Another development of the Chessboard is an extension of earlier work and involves mapping the relevant Market Ready Solutions onto each square. This can be done at the top level, but is arguably more useful if it’s done region by region, reflecting the mix of partners and systems in that region. Ms Weber said that Intel is already getting requests from partners to take systems developed in one region and adapt them for use in others, which is normally a quicker way to expand the local catalogue than developing a new system from scratch.

The use of colour in the Chessboard has also been extended to create a heat map of deployments in the latest sales period. On its own, this is useful for short-term forecasting. And by including the number of Market Ready Solutions in each square, it’s also useful for highlighting any mismatch between demand and the range of systems available.

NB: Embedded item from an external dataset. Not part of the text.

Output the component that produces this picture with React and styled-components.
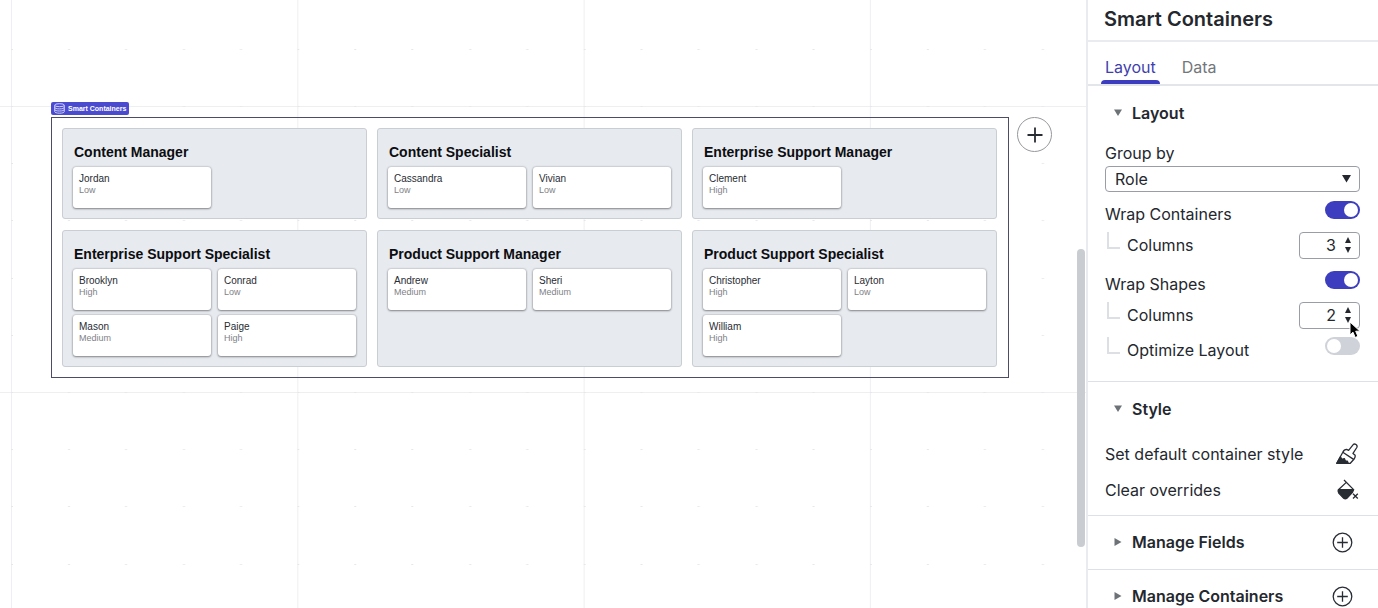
import React, { useState } from 'react';
import styled, { createGlobalStyle } from 'styled-components';

const GlobalStyle = createGlobalStyle`
  * {
    box-sizing: border-box;
  }
  body {
    margin: 0;
    background: #fff;
    color: #24282e;
    font-family: Inter, "Liberation Sans", sans-serif;
    font-size: 16px;
  }
  button, input, select {
    font: inherit;
    color: inherit;
  }
`;

const groups = [
  { role: 'Content Manager', people: [['Jordan', 'Low']] },
  { role: 'Content Specialist', people: [['Cassandra', 'Low'], ['Vivian', 'Low']] },
  { role: 'Enterprise Support Manager', people: [['Clement', 'High']] },
  {
    role: 'Enterprise Support Specialist',
    people: [['Brooklyn', 'High'], ['Conrad', 'Low'], ['Mason', 'Medium'], ['Paige', 'High']],
  },
  { role: 'Product Support Manager', people: [['Andrew', 'Medium'], ['Sheri', 'Medium']] },
  {
    role: 'Product Support Specialist',
    people: [['Christopher', 'High'], ['Layton', 'Low'], ['William', 'High']],
  },
];

/* Page */

const Page = styled.div`
  display: flex;
  height: 100vh;
  overflow: hidden;
`;

const Canvas = styled.main`
  position: relative;
  flex: 1;
  min-width: 0;
  padding: 102px 34px 0 51px;
`;

const GridLines = styled.svg`
  position: absolute;
  inset: 0;
  width: 100%;
  height: 100%;
  z-index: -1;
`;

const ScrollThumb = styled.div`
  position: absolute;
  top: 41%;
  right: 1px;
  width: 8px;
  height: 49%;
  border-radius: 4px;
  background: #c9cdd1;
`;

const Board = styled.div`
  display: flex;
  align-items: flex-start;
  gap: 8px;
`;

const Tag = styled.div`
  display: flex;
  align-items: center;
  gap: 3px;
  width: max-content;
  height: 13px;
  margin-bottom: 2px;
  padding: 0 3px;
  border-radius: 2px;
  background: #4b4bd0;
  color: #fff;
  font: bold 7px/13px "Liberation Sans", Arial, sans-serif;
`;

const Frame = styled.section`
  flex: 1;
  display: grid;
  grid-template-columns: repeat(${(props) => props.$columns}, 1fr);
  gap: 11px 10px;
  padding: 10px 11px 10px 10px;
  border: 1px solid #4c4c66;
  font-family: "Liberation Sans", Arial, sans-serif;
`;

const Container = styled.article`
  padding: 10px;
  border: 1px solid #c9cdd4;
  border-radius: 3px;
  background: #e7eaef;
`;

const ContainerTitle = styled.h2`
  margin: 0 0 2px;
  padding-left: 1px;
  color: #0c0d10;
  font-size: 14px;
  line-height: 26px;
  white-space: nowrap;
`;

const Cards = styled.div`
  display: grid;
  grid-template-columns: repeat(${(props) => props.$columns}, 1fr);
  gap: 5px 7px;
`;

const Card = styled.div`
  height: 41px;
  padding: 6px;
  border-radius: 3px;
  background: #fff;
  box-shadow: 0 0 2px rgba(60, 64, 72, 0.45), 0 1px 2px rgba(40, 44, 51, 0.45);
`;

const Name = styled.div`
  color: #282c33;
  font-size: 10px;
  line-height: 12px;
`;

const Level = styled.div`
  color: #808287;
  font-size: 9px;
  line-height: 11px;
`;

const AddButton = styled.button`
  display: flex;
  align-items: center;
  justify-content: center;
  width: 35px;
  height: 35px;
  padding: 0;
  border: 1px solid #96989d;
  border-radius: 50%;
  background: #fff;
`;

/* Side panel */

const Panel = styled.aside`
  flex: none;
  width: 292px;
  border-left: 2px solid #e9ebee;
  background: #fff;
  overflow: hidden;
`;

const PanelTitle = styled.h1`
  margin: 0;
  padding: 0 16px 1px;
  border-bottom: 2px solid #e9ebee;
  font-size: 20px;
  font-weight: 600;
  line-height: 39px;
`;

const Tabs = styled.nav`
  display: flex;
  gap: 18px;
  padding: 0 13px;
  border-bottom: 2px solid #e2e6ea;
`;

const Tab = styled.button`
  position: relative;
  height: 42px;
  padding: 7px 4px 0;
  border: 0;
  background: none;
  color: ${(props) => (props.$active ? '#3f3fae' : '#73767b')};

  &::after {
    content: '';
    position: absolute;
    left: 0;
    right: 0;
    bottom: 0;
    height: 4px;
    border-radius: 4px 4px 0 0;
    background: ${(props) => (props.$active ? '#3d3dbf' : 'none')};
  }
`;

const Section = styled.section`
  padding: 0 18px ${(props) => props.$bottom || 0}px 17px;
  border-bottom: 1px solid #dde0e4;
`;

const SectionHead = styled.div`
  display: flex;
  align-items: center;
  justify-content: space-between;
  height: ${(props) => (props.$open ? 54 : 53)}px;
  padding: 0 7px 1px 9px;
`;

const SectionToggle = styled.button`
  display: flex;
  align-items: center;
  gap: 10px;
  padding: 0;
  border: 0;
  background: none;
  font-weight: 600;
  white-space: nowrap;
`;

const IconButton = styled.button`
  display: flex;
  padding: 0;
  border: 0;
  background: none;
`;

const FieldLabel = styled.label`
  display: block;
  line-height: 26px;
`;

const SelectBox = styled.div`
  display: grid;
  align-items: center;

  > * {
    grid-area: 1 / 1;
  }
  svg {
    justify-self: end;
    margin-right: 9px;
    pointer-events: none;
  }
`;

const Select = styled.select`
  width: 100%;
  height: 26px;
  padding: 0 9px;
  border: 1px solid #9a9da5;
  border-radius: 4px;
  background: #fff;
  appearance: none;
`;

const Row = styled.div`
  display: flex;
  align-items: flex-start;
  justify-content: space-between;
  padding: ${(props) => props.$top}px 0 ${(props) => props.$bottom}px;
  line-height: 27px;
`;

const ChildLabel = styled.label`
  display: flex;

  &::before {
    content: '';
    width: 11px;
    height: 15px;
    margin: 0 7px 0 2px;
    border: solid #dcdfe4;
    border-width: 0 0 2px 2px;
  }
`;

const Switch = styled.input.attrs({ type: 'checkbox' })`
  width: 35px;
  height: 18px;
  margin: 0;
  padding: 2px;
  border-radius: 9px;
  background: #cfd2d8;
  appearance: none;

  &::before {
    content: '';
    display: block;
    width: 14px;
    height: 14px;
    border-radius: 50%;
    background: #fff;
  }
  &:checked {
    background: #3d3dbf;
  }
  &:checked::before {
    margin-left: auto;
  }
`;

const Stepper = styled.div`
  display: flex;
  align-items: center;
  width: 61px;
  height: 27px;
  padding-right: 8px;
  border: 1px solid #9a9da5;
  border-radius: 4px;
  background: #fff;
`;

const NumberInput = styled.input.attrs({ type: 'number' })`
  flex: 1;
  min-width: 0;
  height: 24px;
  padding: 0 9px 0 0;
  border: 0;
  background: none;
  text-align: right;
  outline: none;
  appearance: textfield;

  &::-webkit-inner-spin-button {
    appearance: none;
    margin: 0;
  }
`;

const StepButtons = styled.div`
  display: grid;
  gap: 4px;
  padding-bottom: 2px;
`;

const ActionRow = styled.button`
  display: flex;
  align-items: center;
  justify-content: space-between;
  width: 100%;
  height: 36px;
  padding: 0;
  border: 0;
  background: none;
  white-space: nowrap;
`;

const Pointer = styled.svg`
  position: absolute;
  right: -1px;
  bottom: -10px;
  z-index: 1;
`;

const StepperWrap = styled.div`
  position: relative;
`;

/* Icons */

const DatabaseIcon = () => (
  <svg width="11" height="11" viewBox="0 0 11 11" fill="none" stroke="#d9d9ff" strokeWidth="0.9">
    <ellipse cx="5.5" cy="2.2" rx="4.8" ry="1.5" />
    <path d="M.7 2.2v6.4c0 .9 2.100 1.600 4.800 1.600s4.800-.7 4.800-1.600V2.200M.7 4.400c0 .9 2.100 1.500 4.800 1.500s4.800-.6 4.800-1.500M.7 6.500c0 .9 2.100 1.500 4.800 1.500s4.800-.6 4.800-1.500" />
  </svg>
);

const PlusIcon = () => (
  <svg width="16" height="16" viewBox="0 0 16 16" stroke="#282c33" strokeWidth="1.8">
    <path d="M8 .5v15M.5 8h15" />
  </svg>
);

const CirclePlusIcon = () => (
  <svg width="21" height="21" viewBox="0 0 21 21" fill="none" stroke="#282c33" strokeWidth="1.3">
    <circle cx="10.5" cy="10.5" r="9.3" />
    <path d="M10.5 5.2v10.6M5.2 10.5h10.6" />
  </svg>
);

const Caret = ({ open }) => (
  <svg width="8" height="8" viewBox="0 0 8 8" fill="#6d7277">
    <path d={open ? 'M0 .5h8L4 7z' : 'M.5 0v8L7.5 4z'} />
  </svg>
);

const BrushIcon = () => (
  <svg width="24" height="22" viewBox="0 0 24 22" fill="none" stroke="#282c33" strokeWidth="1.3" strokeLinejoin="round">
    <path d="M.8 20.300 6.800 9.200C7.500 7.600 8.800 6.300 10.600 6.300L12.600 7.300 17.200 1.700C18.700-.1 22 2.200 20.800 4.500L17 10.400 18.900 12C19.500 12.800 18.900 14.800 17.900 16.300L14.300 20.300z" />
    <path d="M6.800 9.200 17.600 16.400" />
    <path fill="#282c33" d="M.8 20.300 4.300 14 6.200 16.300 8.300 15.600 9.300 17.800 11.400 18.200 12.200 20.300z" />
  </svg>
);

const BucketIcon = () => (
  <svg width="24" height="22" viewBox="0 0 24 22" fill="none" stroke="#282c33" strokeWidth="1.3">
    <path d="M8 1 17.600 10.600M10.300 3.400 2.700 10.500" />
    <path fill="#282c33" strokeLinejoin="round" d="M2.400 10.600H17.700L16.500 13.300 10.900 19.300Q9.300 20.600 7.700 19.300L2.700 14.100Q1.400 12.600 2.400 10.600z" />
    <path d="M17 14.700 21.800 19.500M21.800 14.700 17 19.500" />
  </svg>
);

const Arrow = ({ down }) => (
  <svg width="6" height="6" viewBox="0 0 6 6" fill="#24282e">
    <path d={down ? 'M0 0h6L3 6z' : 'M0 6h6L3 0z'} />
  </svg>
);

const CanvasGrid = () => {
  const steps = [0, 57, 114, 172, 229];
  return (
    <GridLines aria-hidden="true">
      <defs>
        <pattern id="grid" x="11" y="106" width="286.3" height="286" patternUnits="userSpaceOnUse">
          <path d="M0 .5H287M.5 0V286" stroke="#efeff2" />
          {steps.map((x) =>
            steps.map((y) => <rect key={x + '-' + y} x={x} y={y} width="2" height="1" fill="#e6e6ec" />)
          )}
        </pattern>
      </defs>
      <rect width="100%" height="100%" fill="url(#grid)" />
    </GridLines>
  );
};

function ColumnStepper({ id, value, onChange, children }) {
  return (
    <StepperWrap>
      <Stepper>
        <NumberInput id={id} min="1" value={value} onChange={(e) => onChange(Number(e.target.value) || 1)} />
        <StepButtons>
          <IconButton aria-label="Increase" onClick={() => onChange(value + 1)}>
            <Arrow />
          </IconButton>
          <IconButton aria-label="Decrease" onClick={() => onChange(Math.max(1, value - 1))}>
            <Arrow down />
          </IconButton>
        </StepButtons>
      </Stepper>
      {children}
    </StepperWrap>
  );
}

function SectionHeader({ title, open, addable }) {
  return (
    <SectionHead $open={open}>
      <SectionToggle aria-expanded={!!open}>
        <Caret open={open} />
        {title}
      </SectionToggle>
      {addable && (
        <IconButton aria-label={'Add to ' + title}>
          <CirclePlusIcon />
        </IconButton>
      )}
    </SectionHead>
  );
}

export default function App() {
  const [containerColumns, setContainerColumns] = useState(3);
  const [shapeColumns, setShapeColumns] = useState(2);

  return (
    <Page>
      <GlobalStyle />
      <Canvas>
        <CanvasGrid />
        <Tag>
          <DatabaseIcon />
          Smart Containers
        </Tag>
        <Board>
          <Frame $columns={containerColumns}>
            {groups.map((group) => (
              <Container key={group.role}>
                <ContainerTitle>{group.role}</ContainerTitle>
                <Cards $columns={shapeColumns}>
                  {group.people.map(([name, level]) => (
                    <Card key={name}>
                      <Name>{name}</Name>
                      <Level>{level}</Level>
                    </Card>
                  ))}
                </Cards>
              </Container>
            ))}
          </Frame>
          <AddButton aria-label="Add container">
            <PlusIcon />
          </AddButton>
        </Board>
        <ScrollThumb />
      </Canvas>

      <Panel>
        <PanelTitle>Smart Containers</PanelTitle>
        <Tabs>
          <Tab $active>Layout</Tab>
          <Tab>Data</Tab>
        </Tabs>

        <Section $bottom={13}>
          <SectionHeader title="Layout" open />
          <FieldLabel htmlFor="group-by">Group by</FieldLabel>
          <SelectBox>
            <Select id="group-by" defaultValue="Role">
              <option>Role</option>
            </Select>
            <svg width="9" height="8" viewBox="0 0 9 8" fill="#24282e">
              <path d="M0 0h9L4.5 7.500z" />
            </svg>
          </SelectBox>
          <Row $top={9} $bottom={4}>
            <label htmlFor="wrap-containers">Wrap Containers</label>
            <Switch id="wrap-containers" defaultChecked />
          </Row>
          <Row $top={0} $bottom={3}>
            <ChildLabel htmlFor="container-columns">Columns</ChildLabel>
            <ColumnStepper id="container-columns" value={containerColumns} onChange={setContainerColumns} />
          </Row>
          <Row $top={9} $bottom={4}>
            <label htmlFor="wrap-shapes">Wrap Shapes</label>
            <Switch id="wrap-shapes" defaultChecked />
          </Row>
          <Row $top={0} $bottom={3}>
            <ChildLabel htmlFor="shape-columns">Columns</ChildLabel>
            <ColumnStepper id="shape-columns" value={shapeColumns} onChange={setShapeColumns}>
              <Pointer width="12" height="18" viewBox="0 0 12 18" aria-hidden="true">
                <path
                  d="M1 1v13l3-2.800 2.200 5.300 2.700-1.200-2.200-5.100H11z"
                  fill="#000"
                  stroke="#fff"
                  strokeWidth="1"
                />
              </Pointer>
            </ColumnStepper>
          </Row>
          <Row $top={5} $bottom={4}>
            <ChildLabel htmlFor="optimize">Optimize Layout</ChildLabel>
            <Switch id="optimize" />
          </Row>
        </Section>

        <Section $bottom={7}>
          <SectionHeader title="Style" open />
          <ActionRow>
            Set default container style
            <BrushIcon />
          </ActionRow>
          <ActionRow>
            Clear overrides
            <BucketIcon />
          </ActionRow>
        </Section>

        <Section>
          <SectionHeader title="Manage Fields" addable />
        </Section>
        <Section>
          <SectionHeader title="Manage Containers" addable />
        </Section>
      </Panel>
    </Page>
  );
}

As before, a regional or national view is even more useful than a worldwide overview.

According to Ms Weber, the original benefits of the Chessboard are still evident in Intel’s dealings with partners, especially with onboarding new ones. IoT is a broad and confusing market, but the Chessboard presents the most common uses of IoT in an accessible way. It enables highly focussed discussions between partners on which areas of the market to prioritize, as well as what’s needed to move to an adjacent market with a similar solution.

Although several parts of the market have been disrupted by world events, the Chessboard has remained a useful tool because of its focus on the demands of users and offerings that address these demands directly. Other supply issues are, of course, relevant to how opportunities are addressed, but they aren’t built into the framework itself so they don’t detract from its use.

Adding short- and long-term assessments of demand has been helpful — as market conditions have changed, so have customers’ priorities. For example, there’s a much greater focus now on energy efficiency, reflected in the colours in the heat map moving between uses, enabling an easy, visual approach to updating product forecasts.

Also, matching estimated demand to supply by showing the number of systems available in each square is a very handy way to monitor how each segment is served as user priorities move around.

Ms Weber was keen to point out the increasing use of the Chessboard at a regional and national level, too, as Intel continues to expand its partnership programme to include smaller, sector-specific systems integrators worldwide. These are often highly localized — for example, retail technology partners in the Philippines are different from those in Thailand or Egypt.

The Chessboard remains the best segmentation approach CCS Insight has seen for industrial IoT marketing. The use cases relate directly to customers’ operations — although priorities may change with market conditions, the use cases themselves remain durable and popular. The Chessboard also focusses on the fastest-adopting sectors, and it serves all players in the partner programme from chipset providers to installers.

However, we continue to caution that the Chessboard needs constant review. It addresses 10 use cases and 10 sectors — a large part of the market, but not the whole thing. It should be seen as a useful lens and a good portfolio management tool, but not as the only way to view the market. Ms Weber highlighted that there’s a constant stream of new use cases being pushed to the surface by Intel’s partners, notably by solutions aggregators such as the major industrial distributors.

Also, the demand heat map and SAM indicators are certainly useful for Intel internally, but they don’t yet reflect the system value available to partners. Clearly, a lot more work is needed to expand the coverage of those metrics, especially if they’re to be calculated country by country and system by system. But this seems to be a good way to help the whole partner ecosystem and provide greater clarity on where the collective focus should be.

Lastly, given that 80,000 systems have been installed, there should be some very useful business case data available, or at least an estimation of the payback period for each of the squares on the Chessboard. If Intel, or its partners, can add this in, it would provide a layer of data that would be hugely useful for customers as they plan and buy IoT solutions.

It’s obviously easier to recommend these extensions than it is to collect and aggregate the data. But it looks like there could be a few more useful developments in the Chessboard as the IoT market continues to build.